Tally the lines in the data that follows that include the word "full", and report nothing but the total.

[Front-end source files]
+++

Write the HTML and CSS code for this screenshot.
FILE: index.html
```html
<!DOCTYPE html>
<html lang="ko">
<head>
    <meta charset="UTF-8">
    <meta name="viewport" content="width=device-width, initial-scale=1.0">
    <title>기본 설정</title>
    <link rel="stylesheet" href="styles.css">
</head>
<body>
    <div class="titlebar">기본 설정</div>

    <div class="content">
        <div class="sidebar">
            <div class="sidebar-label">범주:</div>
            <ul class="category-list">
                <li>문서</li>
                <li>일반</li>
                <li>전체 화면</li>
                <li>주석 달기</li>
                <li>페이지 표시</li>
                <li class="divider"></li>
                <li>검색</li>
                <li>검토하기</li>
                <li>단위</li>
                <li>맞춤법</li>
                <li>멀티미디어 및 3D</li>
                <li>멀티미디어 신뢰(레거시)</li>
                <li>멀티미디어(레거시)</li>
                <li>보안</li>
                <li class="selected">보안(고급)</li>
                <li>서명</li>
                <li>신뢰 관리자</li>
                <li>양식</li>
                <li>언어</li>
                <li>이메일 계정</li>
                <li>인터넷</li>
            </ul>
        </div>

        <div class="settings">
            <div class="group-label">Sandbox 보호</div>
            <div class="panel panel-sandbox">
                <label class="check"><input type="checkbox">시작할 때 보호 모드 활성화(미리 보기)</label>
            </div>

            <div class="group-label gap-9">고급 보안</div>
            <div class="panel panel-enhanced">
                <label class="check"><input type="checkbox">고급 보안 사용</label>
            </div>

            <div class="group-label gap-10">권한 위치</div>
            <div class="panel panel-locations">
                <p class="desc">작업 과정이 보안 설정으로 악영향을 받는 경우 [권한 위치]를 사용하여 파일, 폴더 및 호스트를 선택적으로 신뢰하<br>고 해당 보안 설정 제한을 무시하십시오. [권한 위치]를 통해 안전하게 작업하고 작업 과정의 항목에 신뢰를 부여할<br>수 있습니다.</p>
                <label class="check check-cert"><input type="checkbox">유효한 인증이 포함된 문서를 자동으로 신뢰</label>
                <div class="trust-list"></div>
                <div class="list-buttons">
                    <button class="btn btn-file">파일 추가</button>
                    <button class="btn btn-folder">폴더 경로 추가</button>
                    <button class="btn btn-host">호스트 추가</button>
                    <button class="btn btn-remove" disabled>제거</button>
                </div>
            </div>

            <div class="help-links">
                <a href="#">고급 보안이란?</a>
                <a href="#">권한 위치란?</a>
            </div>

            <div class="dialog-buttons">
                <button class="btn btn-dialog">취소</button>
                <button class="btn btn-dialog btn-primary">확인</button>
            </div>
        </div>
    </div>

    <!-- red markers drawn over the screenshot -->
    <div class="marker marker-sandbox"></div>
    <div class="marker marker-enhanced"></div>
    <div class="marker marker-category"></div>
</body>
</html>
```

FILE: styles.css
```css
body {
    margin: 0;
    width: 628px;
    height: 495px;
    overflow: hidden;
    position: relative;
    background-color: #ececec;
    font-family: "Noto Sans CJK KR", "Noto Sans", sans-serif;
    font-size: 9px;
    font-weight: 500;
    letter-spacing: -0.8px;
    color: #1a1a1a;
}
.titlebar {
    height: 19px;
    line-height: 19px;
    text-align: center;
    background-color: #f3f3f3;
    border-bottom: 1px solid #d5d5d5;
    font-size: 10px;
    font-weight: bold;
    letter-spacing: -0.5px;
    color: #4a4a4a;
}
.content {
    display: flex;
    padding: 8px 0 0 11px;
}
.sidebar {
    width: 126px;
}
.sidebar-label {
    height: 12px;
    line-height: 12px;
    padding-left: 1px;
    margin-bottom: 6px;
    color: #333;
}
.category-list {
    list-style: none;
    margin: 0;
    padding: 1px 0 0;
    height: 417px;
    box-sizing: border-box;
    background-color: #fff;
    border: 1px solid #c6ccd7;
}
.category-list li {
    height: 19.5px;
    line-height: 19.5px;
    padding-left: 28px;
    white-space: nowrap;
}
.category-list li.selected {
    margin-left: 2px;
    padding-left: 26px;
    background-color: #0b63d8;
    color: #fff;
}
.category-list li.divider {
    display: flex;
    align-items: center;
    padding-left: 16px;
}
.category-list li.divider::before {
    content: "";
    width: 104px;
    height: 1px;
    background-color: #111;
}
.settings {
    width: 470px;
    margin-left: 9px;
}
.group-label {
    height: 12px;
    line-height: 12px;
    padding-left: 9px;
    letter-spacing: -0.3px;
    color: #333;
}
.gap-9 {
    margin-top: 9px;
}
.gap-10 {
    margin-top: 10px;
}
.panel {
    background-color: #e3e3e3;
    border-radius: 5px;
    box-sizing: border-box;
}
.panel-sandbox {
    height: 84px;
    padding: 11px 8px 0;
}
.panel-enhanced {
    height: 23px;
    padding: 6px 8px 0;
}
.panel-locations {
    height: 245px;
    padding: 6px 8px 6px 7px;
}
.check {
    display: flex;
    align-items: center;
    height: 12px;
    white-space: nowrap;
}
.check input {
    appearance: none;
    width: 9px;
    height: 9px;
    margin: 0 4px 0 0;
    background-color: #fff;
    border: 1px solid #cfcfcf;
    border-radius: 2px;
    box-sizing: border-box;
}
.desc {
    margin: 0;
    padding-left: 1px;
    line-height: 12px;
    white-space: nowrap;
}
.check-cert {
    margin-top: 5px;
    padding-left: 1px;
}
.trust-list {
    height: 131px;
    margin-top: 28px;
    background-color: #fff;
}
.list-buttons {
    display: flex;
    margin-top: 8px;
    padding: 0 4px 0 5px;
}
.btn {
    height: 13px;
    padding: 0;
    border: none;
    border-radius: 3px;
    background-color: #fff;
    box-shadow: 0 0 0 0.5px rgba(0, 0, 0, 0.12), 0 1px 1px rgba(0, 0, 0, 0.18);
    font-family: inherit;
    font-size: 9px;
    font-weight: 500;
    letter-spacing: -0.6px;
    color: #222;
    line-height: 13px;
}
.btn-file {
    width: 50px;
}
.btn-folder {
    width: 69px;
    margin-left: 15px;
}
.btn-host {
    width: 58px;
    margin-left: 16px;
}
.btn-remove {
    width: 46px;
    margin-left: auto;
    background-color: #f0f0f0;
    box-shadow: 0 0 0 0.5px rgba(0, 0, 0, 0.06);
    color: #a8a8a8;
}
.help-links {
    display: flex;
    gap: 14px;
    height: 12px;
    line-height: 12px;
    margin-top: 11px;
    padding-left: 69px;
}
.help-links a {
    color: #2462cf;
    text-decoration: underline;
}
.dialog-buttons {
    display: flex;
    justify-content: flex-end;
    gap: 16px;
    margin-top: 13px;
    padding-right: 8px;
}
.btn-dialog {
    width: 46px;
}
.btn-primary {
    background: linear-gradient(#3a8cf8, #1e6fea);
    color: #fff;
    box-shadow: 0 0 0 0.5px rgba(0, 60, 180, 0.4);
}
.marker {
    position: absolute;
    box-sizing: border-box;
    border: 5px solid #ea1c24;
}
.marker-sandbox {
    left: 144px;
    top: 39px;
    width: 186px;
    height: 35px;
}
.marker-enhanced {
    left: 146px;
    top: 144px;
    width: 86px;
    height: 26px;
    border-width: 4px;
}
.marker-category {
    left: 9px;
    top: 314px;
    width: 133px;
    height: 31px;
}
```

+++

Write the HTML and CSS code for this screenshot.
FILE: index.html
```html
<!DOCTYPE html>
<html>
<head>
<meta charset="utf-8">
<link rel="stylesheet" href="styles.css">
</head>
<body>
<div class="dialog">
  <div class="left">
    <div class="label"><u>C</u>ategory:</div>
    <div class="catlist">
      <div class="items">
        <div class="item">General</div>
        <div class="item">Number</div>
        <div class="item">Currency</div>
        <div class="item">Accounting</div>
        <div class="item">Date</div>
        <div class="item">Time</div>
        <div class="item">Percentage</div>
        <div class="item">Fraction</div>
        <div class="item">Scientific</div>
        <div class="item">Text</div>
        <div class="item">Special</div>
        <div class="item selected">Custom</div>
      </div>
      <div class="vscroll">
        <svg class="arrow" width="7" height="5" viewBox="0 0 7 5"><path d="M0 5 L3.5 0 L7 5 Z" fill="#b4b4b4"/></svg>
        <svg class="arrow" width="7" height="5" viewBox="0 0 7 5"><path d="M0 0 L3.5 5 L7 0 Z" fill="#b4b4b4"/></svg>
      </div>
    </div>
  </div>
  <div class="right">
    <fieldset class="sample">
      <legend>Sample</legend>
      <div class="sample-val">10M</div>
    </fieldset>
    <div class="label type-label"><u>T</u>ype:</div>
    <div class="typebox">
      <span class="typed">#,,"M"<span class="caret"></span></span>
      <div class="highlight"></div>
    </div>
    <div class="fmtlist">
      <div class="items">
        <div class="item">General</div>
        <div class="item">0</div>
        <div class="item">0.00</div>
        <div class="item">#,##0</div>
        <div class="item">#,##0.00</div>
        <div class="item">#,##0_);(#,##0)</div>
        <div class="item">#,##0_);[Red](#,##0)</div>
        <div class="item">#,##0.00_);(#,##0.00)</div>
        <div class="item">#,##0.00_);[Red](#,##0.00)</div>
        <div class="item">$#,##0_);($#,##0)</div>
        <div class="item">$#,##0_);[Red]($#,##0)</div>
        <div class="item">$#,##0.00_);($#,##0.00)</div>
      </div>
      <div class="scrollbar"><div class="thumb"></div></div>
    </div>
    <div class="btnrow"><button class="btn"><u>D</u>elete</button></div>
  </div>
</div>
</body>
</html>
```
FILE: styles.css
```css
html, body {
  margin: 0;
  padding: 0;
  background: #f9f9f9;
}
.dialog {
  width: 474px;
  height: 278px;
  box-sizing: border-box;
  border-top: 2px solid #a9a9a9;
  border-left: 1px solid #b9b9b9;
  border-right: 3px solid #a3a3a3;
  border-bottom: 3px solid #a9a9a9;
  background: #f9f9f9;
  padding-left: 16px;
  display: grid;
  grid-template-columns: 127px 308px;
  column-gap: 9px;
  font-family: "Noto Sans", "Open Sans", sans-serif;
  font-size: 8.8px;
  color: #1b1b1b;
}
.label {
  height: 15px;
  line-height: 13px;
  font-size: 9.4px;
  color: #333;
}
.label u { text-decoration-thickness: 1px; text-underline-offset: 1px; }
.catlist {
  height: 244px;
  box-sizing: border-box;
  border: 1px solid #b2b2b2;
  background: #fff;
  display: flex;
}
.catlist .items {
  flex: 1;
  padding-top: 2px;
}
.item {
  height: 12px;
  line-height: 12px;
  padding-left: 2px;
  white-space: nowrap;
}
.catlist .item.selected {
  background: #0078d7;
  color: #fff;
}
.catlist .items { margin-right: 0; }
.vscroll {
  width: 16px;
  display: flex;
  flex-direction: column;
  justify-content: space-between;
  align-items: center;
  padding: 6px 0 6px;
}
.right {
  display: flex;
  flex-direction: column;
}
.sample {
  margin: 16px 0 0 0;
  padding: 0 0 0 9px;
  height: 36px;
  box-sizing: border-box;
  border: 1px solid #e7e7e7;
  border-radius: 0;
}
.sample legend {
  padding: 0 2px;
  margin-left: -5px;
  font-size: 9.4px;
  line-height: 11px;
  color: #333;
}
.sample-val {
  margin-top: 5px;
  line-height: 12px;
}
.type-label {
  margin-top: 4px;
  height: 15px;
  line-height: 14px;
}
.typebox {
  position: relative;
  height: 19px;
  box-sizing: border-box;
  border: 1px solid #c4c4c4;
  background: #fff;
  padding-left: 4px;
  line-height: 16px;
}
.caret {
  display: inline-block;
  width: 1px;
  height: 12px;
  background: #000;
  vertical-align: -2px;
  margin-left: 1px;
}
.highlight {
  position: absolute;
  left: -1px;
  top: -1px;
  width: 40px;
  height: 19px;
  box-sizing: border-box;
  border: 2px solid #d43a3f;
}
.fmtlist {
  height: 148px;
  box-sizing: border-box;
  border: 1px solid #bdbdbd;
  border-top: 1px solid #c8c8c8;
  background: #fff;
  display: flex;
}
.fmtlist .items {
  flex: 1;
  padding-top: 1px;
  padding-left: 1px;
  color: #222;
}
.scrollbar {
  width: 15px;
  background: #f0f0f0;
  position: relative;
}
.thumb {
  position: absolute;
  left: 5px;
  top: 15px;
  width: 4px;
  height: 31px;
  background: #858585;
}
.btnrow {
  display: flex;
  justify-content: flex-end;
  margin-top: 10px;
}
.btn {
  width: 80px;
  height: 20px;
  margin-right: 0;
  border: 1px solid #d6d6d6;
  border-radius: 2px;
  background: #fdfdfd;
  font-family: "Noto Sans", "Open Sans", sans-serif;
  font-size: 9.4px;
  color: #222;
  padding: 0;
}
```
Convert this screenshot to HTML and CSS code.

+++

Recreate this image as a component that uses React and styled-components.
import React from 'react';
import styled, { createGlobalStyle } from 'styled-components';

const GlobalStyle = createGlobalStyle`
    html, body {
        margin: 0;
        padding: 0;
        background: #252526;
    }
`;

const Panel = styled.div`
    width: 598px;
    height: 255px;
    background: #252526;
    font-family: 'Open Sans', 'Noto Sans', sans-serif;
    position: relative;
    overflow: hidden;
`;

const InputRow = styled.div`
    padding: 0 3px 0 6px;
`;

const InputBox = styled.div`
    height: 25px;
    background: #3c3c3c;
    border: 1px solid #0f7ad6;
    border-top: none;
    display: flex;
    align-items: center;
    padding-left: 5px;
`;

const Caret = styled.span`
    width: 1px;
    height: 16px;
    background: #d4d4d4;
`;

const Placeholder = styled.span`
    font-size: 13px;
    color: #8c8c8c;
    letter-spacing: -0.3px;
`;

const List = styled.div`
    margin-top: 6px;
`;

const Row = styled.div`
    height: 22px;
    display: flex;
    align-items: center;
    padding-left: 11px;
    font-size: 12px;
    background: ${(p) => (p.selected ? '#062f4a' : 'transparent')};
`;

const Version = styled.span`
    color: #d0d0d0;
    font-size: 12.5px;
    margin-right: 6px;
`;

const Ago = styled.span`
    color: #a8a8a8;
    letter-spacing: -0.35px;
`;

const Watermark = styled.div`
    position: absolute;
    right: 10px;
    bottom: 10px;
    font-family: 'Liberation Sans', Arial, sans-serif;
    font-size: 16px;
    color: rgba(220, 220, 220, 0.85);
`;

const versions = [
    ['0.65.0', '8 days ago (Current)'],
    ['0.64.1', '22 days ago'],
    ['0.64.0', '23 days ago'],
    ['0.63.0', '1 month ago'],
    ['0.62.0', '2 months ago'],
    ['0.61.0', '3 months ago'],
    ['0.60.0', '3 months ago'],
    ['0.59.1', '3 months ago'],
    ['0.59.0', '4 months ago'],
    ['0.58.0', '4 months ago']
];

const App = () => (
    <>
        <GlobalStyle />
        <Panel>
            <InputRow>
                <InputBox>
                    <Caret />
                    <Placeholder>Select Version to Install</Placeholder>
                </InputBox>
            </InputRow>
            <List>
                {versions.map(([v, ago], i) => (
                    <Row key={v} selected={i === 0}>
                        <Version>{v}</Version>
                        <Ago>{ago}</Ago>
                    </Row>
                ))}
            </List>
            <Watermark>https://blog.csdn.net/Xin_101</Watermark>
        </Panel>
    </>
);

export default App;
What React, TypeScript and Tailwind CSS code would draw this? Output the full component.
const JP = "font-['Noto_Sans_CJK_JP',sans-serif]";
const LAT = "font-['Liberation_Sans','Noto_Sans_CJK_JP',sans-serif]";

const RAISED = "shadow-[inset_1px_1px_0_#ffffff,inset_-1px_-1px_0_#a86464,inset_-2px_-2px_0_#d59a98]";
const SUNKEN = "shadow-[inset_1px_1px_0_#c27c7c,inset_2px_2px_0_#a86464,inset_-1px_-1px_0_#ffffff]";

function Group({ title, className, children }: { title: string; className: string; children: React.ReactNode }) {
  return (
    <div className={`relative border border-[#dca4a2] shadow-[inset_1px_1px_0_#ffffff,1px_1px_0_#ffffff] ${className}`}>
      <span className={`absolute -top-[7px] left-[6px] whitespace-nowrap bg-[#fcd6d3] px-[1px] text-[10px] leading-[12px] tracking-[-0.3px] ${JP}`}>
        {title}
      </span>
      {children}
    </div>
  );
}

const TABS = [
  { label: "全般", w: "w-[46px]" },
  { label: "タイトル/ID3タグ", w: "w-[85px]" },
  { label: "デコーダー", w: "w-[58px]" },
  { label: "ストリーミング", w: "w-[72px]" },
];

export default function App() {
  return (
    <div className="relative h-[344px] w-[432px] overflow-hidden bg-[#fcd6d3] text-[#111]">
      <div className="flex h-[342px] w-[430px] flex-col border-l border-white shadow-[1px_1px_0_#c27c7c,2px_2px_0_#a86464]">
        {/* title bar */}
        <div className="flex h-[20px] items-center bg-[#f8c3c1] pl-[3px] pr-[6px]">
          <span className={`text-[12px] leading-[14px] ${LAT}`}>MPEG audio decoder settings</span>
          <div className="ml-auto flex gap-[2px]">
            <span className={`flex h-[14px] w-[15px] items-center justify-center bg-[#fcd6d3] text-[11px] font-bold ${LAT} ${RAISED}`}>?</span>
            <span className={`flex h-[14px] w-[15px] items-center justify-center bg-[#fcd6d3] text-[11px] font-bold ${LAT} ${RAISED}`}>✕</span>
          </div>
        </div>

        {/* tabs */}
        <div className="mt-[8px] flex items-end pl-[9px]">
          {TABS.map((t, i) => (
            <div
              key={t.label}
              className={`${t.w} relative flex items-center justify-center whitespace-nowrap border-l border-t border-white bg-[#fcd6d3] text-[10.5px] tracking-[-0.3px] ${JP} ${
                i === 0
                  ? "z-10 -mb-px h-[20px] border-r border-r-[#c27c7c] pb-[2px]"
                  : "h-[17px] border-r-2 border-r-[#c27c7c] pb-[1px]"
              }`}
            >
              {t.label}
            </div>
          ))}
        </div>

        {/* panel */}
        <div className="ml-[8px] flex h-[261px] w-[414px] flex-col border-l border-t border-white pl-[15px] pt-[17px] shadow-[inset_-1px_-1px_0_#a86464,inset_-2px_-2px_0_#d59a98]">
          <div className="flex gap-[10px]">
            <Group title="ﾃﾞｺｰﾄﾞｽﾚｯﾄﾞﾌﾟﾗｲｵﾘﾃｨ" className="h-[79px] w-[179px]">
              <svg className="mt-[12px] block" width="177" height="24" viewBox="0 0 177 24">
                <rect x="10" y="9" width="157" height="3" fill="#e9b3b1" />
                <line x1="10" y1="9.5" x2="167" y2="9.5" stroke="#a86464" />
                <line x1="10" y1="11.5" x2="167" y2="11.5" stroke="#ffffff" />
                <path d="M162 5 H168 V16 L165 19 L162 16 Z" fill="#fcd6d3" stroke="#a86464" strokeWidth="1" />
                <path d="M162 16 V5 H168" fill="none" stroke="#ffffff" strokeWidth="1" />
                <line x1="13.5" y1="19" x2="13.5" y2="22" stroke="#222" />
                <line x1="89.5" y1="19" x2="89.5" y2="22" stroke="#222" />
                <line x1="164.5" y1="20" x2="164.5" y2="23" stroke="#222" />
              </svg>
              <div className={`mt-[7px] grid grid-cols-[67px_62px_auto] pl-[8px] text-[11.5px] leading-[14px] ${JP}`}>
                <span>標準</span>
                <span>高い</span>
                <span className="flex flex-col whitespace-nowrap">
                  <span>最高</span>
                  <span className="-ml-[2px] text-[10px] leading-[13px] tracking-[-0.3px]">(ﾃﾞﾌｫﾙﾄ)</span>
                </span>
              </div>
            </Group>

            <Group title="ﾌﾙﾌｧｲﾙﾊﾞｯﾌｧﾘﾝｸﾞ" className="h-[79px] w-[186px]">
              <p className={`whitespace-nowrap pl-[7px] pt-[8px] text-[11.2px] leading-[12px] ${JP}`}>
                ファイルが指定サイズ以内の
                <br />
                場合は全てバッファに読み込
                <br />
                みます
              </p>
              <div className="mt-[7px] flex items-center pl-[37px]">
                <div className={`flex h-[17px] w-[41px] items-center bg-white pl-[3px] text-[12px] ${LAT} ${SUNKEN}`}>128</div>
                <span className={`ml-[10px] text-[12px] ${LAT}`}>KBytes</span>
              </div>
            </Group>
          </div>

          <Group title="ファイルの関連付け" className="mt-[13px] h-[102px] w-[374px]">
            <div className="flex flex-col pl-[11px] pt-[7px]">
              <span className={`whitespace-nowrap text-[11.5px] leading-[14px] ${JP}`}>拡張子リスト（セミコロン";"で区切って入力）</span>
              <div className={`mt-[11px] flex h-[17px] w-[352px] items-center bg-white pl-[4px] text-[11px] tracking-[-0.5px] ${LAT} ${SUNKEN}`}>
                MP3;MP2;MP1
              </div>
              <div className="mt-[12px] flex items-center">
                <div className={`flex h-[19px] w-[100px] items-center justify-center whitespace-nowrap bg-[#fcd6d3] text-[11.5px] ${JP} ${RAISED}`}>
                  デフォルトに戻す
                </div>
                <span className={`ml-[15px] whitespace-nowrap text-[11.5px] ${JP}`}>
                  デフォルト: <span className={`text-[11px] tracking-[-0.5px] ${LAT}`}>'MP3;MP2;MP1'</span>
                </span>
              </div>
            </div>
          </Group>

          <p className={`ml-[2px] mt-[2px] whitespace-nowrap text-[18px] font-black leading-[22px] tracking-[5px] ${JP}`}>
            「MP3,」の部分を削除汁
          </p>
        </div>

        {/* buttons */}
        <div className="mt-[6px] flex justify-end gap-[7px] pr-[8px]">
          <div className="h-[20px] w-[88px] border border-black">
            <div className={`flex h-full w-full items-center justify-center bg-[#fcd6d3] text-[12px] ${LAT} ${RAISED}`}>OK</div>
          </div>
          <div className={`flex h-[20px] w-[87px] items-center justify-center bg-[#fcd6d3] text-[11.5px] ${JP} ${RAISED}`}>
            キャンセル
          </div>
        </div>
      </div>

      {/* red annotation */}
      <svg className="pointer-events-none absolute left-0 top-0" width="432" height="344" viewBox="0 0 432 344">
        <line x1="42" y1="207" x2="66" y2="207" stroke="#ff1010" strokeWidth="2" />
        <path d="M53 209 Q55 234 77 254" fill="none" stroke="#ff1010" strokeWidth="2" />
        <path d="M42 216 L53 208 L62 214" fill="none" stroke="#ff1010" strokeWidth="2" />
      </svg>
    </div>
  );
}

+++

### Correct answer:
2